More interesting, though, to me, was the sidelight on this incident in the form of a chart of the "Top 20" box office stars which was published in yesterday's "Week in Review" in the New York Times. Working forward since 1965, they were rated "by total film grosses" in "billions of 2006 dollars." Top of the list was Harrison Ford, followed at some billions of dollars' distance by Tom Hanks, Eddie Murphy and Sean Connery, before reaching Tom Cruise in 5th place. Then another nine male entries before reaching Julia Roberts at 14, the first of only two women in the bunch.

So I wonder, Bush, what does this have to say about our culture, in the days since the love generation of the 1960s? Is this despite, or because of the women's liberation movement? I'd be interested to know what a comparable list might look like for the '30s, '40s and '50s. Would it be dominated so completely by the likes of Humphrey Bogart, Erroll Flynn, James Stewart, Cary Grant? Or would some of the great women stars' names appear on the big dollar box office grossing list? Marlene Dietrich? Jane Russell? Olivia de Haviland? Judy Garland? June Allison? Elizabeth Taylor? Doris Day? Marilyn Monroe?

A curious speculation, when you think of it. I mean, I've heard complaints about the paucity of great parts for women (most recently, Helen Mirren at last night's Emmys.) But only two women out of twenty?

What I'm reading from this, of course, is that the biggest-grossing pictures are the male-dominated action movies--though in this light it's interesting to see Tom Hanks and Eddy Murphy in the top three. What the list in general suggests about our culture, though, is that as a society we have been obsessed in the recent past with the swagger of the macho action hero, the hair-trigger reaction, the illusion of power and decisiveness, the thrill of competitive aggression, and of course the big win, the "victory."
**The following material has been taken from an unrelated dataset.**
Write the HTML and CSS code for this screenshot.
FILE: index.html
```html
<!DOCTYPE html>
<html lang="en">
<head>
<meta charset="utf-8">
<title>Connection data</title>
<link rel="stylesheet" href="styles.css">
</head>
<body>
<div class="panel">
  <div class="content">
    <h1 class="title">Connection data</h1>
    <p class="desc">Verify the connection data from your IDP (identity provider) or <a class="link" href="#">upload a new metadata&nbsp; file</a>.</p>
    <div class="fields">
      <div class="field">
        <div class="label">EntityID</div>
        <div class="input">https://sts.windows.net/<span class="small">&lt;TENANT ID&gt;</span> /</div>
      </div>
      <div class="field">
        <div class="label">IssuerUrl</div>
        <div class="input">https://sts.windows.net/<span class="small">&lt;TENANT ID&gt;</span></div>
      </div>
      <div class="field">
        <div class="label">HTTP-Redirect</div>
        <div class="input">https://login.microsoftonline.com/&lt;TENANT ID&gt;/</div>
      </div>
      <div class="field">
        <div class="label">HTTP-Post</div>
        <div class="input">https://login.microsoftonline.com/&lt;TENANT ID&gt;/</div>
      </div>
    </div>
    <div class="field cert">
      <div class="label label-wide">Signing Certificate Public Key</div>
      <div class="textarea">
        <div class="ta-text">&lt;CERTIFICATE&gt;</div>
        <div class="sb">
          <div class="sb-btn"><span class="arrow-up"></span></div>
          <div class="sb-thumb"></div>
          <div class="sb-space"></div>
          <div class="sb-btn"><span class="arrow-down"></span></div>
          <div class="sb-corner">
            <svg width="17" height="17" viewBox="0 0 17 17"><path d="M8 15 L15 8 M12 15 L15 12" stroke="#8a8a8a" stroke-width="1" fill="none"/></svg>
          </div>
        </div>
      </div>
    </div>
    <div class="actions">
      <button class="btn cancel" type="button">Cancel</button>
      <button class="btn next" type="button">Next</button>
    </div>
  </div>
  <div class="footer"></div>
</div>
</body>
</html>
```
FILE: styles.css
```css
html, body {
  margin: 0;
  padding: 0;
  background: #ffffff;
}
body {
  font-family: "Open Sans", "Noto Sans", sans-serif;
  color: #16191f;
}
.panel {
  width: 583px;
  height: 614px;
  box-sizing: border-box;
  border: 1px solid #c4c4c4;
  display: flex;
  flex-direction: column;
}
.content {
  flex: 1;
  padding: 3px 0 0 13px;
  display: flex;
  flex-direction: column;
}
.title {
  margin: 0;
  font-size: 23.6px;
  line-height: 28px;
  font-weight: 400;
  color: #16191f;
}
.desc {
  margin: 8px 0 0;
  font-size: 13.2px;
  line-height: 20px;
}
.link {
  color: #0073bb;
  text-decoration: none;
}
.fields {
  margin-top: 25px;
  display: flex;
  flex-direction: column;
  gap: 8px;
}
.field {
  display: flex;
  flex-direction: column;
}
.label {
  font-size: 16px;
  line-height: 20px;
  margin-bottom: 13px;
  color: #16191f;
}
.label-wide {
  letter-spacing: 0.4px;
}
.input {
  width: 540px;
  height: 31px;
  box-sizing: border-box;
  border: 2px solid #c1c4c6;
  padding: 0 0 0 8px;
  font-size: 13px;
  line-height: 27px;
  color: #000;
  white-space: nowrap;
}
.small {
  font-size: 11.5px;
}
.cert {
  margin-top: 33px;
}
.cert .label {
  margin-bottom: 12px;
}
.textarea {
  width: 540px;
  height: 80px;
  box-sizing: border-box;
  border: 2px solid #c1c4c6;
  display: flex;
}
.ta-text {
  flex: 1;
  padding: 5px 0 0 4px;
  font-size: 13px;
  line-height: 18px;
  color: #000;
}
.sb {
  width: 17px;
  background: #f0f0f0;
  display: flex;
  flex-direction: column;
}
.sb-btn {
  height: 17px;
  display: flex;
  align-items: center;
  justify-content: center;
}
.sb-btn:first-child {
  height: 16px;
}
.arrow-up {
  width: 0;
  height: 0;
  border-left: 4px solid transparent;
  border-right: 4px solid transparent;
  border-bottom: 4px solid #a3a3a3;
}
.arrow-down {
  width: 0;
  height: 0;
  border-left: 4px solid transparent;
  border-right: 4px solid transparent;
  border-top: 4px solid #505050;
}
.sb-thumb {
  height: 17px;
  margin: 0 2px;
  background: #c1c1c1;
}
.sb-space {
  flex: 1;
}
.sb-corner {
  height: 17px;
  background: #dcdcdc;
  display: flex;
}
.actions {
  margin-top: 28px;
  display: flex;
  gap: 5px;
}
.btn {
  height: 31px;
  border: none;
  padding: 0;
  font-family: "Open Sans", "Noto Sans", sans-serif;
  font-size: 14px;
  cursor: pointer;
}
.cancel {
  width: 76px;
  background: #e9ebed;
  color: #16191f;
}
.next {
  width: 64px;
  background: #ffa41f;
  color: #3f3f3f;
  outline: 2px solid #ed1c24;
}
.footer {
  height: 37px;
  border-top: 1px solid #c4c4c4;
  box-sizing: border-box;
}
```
All of which may be the result of male insecurity in the face of the ascending power of women. It may have to do with the accelerated pace and the increasing challenge to compete in a shrinking world. But any way you explain it, Bush, it's not a pretty picture. Particularly distressing is the realization that this is all chillingly reflected in the reality of the nation's politics. You were elected to the most powerful office in the world not despite, but because of the tough-talking cowboy image you chose to project. The American electorate bought into it.
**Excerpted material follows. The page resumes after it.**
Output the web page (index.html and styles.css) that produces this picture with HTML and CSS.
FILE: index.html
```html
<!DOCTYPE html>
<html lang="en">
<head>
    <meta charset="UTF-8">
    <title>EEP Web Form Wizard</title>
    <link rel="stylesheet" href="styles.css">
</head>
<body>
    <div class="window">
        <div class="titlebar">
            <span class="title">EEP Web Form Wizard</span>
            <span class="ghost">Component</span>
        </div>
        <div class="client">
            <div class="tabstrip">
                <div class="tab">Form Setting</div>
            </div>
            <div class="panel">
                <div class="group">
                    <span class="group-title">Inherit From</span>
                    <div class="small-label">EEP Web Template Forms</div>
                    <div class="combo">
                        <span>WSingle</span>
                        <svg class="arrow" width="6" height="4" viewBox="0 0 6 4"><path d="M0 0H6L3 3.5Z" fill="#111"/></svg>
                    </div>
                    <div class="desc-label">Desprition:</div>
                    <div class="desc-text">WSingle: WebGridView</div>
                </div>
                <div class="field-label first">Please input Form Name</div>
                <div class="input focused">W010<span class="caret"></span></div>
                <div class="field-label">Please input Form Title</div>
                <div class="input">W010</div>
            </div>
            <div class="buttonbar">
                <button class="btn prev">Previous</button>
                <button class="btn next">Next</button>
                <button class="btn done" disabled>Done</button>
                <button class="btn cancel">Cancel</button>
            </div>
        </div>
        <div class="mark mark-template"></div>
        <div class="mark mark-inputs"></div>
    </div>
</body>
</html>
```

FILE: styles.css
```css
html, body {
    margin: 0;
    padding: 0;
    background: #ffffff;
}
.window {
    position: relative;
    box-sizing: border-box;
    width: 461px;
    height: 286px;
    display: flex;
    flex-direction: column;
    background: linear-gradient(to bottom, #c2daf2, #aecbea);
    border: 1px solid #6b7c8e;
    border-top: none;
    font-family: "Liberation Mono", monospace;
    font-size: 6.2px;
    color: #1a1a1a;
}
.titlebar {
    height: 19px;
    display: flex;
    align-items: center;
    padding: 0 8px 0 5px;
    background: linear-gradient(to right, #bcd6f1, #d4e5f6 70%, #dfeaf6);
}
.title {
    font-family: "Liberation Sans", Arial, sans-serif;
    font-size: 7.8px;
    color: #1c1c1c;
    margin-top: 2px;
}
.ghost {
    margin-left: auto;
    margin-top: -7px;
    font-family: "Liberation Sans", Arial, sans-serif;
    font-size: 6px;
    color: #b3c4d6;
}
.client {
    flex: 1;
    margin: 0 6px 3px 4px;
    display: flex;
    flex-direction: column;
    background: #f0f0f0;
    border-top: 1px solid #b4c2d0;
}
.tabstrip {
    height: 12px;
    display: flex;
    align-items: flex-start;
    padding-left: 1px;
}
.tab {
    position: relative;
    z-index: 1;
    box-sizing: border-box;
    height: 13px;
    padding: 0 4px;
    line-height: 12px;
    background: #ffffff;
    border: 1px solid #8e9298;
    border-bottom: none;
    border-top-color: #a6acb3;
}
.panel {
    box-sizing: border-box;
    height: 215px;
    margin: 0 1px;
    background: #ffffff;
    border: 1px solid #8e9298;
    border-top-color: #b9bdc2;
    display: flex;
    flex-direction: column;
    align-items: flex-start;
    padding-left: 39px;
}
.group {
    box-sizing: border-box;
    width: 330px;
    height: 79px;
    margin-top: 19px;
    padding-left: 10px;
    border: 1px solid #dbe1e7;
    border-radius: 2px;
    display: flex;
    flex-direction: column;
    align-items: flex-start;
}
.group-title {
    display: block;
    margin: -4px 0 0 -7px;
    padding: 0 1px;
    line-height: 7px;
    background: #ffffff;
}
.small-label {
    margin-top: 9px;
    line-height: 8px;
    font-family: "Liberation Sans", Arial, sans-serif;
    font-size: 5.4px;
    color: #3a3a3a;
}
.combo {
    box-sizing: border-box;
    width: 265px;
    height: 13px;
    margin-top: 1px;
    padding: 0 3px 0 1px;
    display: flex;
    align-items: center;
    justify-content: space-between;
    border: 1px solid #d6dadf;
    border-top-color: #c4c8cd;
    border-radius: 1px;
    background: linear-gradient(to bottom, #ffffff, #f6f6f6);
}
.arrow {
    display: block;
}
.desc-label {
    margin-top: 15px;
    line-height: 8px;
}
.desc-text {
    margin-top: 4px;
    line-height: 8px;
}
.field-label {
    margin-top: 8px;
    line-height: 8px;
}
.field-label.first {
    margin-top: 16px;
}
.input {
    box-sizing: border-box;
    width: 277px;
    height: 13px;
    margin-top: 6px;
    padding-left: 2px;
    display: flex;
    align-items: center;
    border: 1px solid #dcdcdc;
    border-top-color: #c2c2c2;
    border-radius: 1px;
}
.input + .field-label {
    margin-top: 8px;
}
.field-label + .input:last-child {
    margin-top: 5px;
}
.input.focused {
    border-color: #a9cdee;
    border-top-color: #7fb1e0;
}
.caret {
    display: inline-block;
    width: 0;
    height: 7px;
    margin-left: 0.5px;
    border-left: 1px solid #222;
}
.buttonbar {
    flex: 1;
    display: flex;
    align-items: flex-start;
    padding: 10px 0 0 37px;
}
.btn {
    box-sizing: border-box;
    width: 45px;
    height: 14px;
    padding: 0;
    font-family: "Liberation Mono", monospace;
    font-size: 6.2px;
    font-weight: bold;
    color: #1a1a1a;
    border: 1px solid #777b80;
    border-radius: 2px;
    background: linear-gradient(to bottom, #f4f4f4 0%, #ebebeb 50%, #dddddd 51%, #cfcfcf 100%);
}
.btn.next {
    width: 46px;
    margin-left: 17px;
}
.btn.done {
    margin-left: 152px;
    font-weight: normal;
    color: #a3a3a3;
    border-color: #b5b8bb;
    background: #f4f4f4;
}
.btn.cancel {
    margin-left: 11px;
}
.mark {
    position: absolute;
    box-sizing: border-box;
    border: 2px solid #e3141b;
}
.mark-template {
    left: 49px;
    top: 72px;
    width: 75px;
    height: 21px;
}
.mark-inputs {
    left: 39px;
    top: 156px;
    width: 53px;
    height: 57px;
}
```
What seems clear from the mess in which we find ourselves today is that the world can no longer afford these easily accepted attitudes. Our culture thrives on obliviously, somewhere below consciousness in our collective lives (witness the triumph of "24" at the Emmys last night!) but the reality it generates is not just mal-functioning, it's obsolete. Unless we all wake up and make some serious changes in this America we claim to love, we will surely go the way of other dominant, domineering, empire-building cultures of the past. Into the trash heap of history.

Forget about Rambo. Forget about Top Gun, James Bond, Indiana Jones. Let's relegate them to the universe of fantasy, where they belong. Pay heed to "Brokeback Mountain," Bush. Even Hollywood seems to have a glimmer of awareness, an admittedly still tentative finger to the winds of change.


dennis said...

P: The guys like,,,,well we know what they like. And the girls will watch the same crap just to watch the leading male. (thier boyfriends won't go to what they want to watch for content, which is Crap 2).

Hanks is my pick for the best compromise.

And that's the demographic of the formula.
Which will not change.

PK said...

Yeah, it's all back into the John Wayne thing again. But in reality, there aren't many good parts for women these days, it's all about war and killing right now. Patriotism you know... I'd like to see the Lady's get some great parts like Betty Davis did, but then there are very few like her working in show biz today. Kathrine Hepburn was another of my favorites, not many like her either. It goes in spurts, let's hope that some happy day will come along soon where we can see some good old fashioned mystery movies. Always did like little Asta running around;D!